Starting a new business requires cash, and a lot of it. Regardless of how good you think your business idea is, if you don’t have any dollars, you’re going to struggle to get your start-up off the ground. So, when you’ve scrimped and saved the cash to start your business venture, you want to make sure you manage your money well and stretch it as far as it can go.
Here are a few strategies to get you started:
Educate yourself about finance
As a start-up, chances are you’re wearing a few different hats to try and get your business off the ground without incurring too many overheads. Eventually, you’ll hopefully be able to hand some of these jobs over to someone else when the workload becomes unmanageable, but there’s one aspect you should know regardless and that’s finance.
As an entrepreneur, it’s vital you understand your company’s financials. You’ll want to know how to read statements so you can analyse your expenses, income and assets. You’ll want to know how to budget and keep tabs on the movement of your businesses’ money.
While you may be able to hire a part-time accountant, it’s important you have at least a basic understanding of your start-up’s finances so you can make financial decisions with more confidence.
Create a budget that you can stick to
You may be surprised at just how many start-ups operate without a formal budget in place. It’s no wonder that 95% of them fail. Establishing a budget from the get-go helps you stay on track and reduce the likelihood of costly decisions that could cause your business to fold.
Engage the help of a business coach or advisor to formulate a budget that will highlight your short-term and long-term goals. Re-evaluate this budget weekly or monthly going over your expenses and cutting back in areas you can afford to. This will enable you to invest more in your business as you start saving money. Ultimately, a budget will give you more power in operating your business rather than just going with the flow and hoping for the best.
Give yourself a salary
While most entrepreneurs don’t factor in salary for themselves, it’s important to do so as soon as you can. If you allocate a salary (and it doesn’t have to be 6 figures!), you’ll be forced to make the budget work rather than draw money out of the business to cover your own personal expenses.
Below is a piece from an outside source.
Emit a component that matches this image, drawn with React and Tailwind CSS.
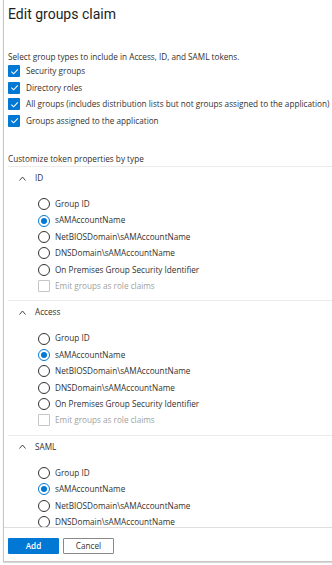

If you’re setting up this business on the side while you’re fully employed, you’ll be able to rely less on your start-up to cover your expenses. However, giving yourself a small salary will help when the time comes for you to transition to working on your business full-time.
Look for affordable, not cheap
When you’re starting out and have a small budget, spending money of the cheapest items you can find is tempting. Unfortunately, this often results in low quality products and you’ll end up having to replace them multiple times.
Budget to purchase quality, affordable items that are important to the success of your business. For example, instead of downloading a free or cheap software to manage your start-up, find one that’s affordable but will facilitate the growth of your business. Having to upgrade software to a new system later down the track will be a nightmare.
Equally important is your business premises. If you’re at the point where you’re looking for an office or shop space, instead of looking for the cheapest property in a crappy area, look for an affordable commercial property for lease. Choose an area that your target market frequents and one that’s suitable for your business type. You don’t want to have to move locations after your first year in business simply because you were trying to save a few bucks on rent.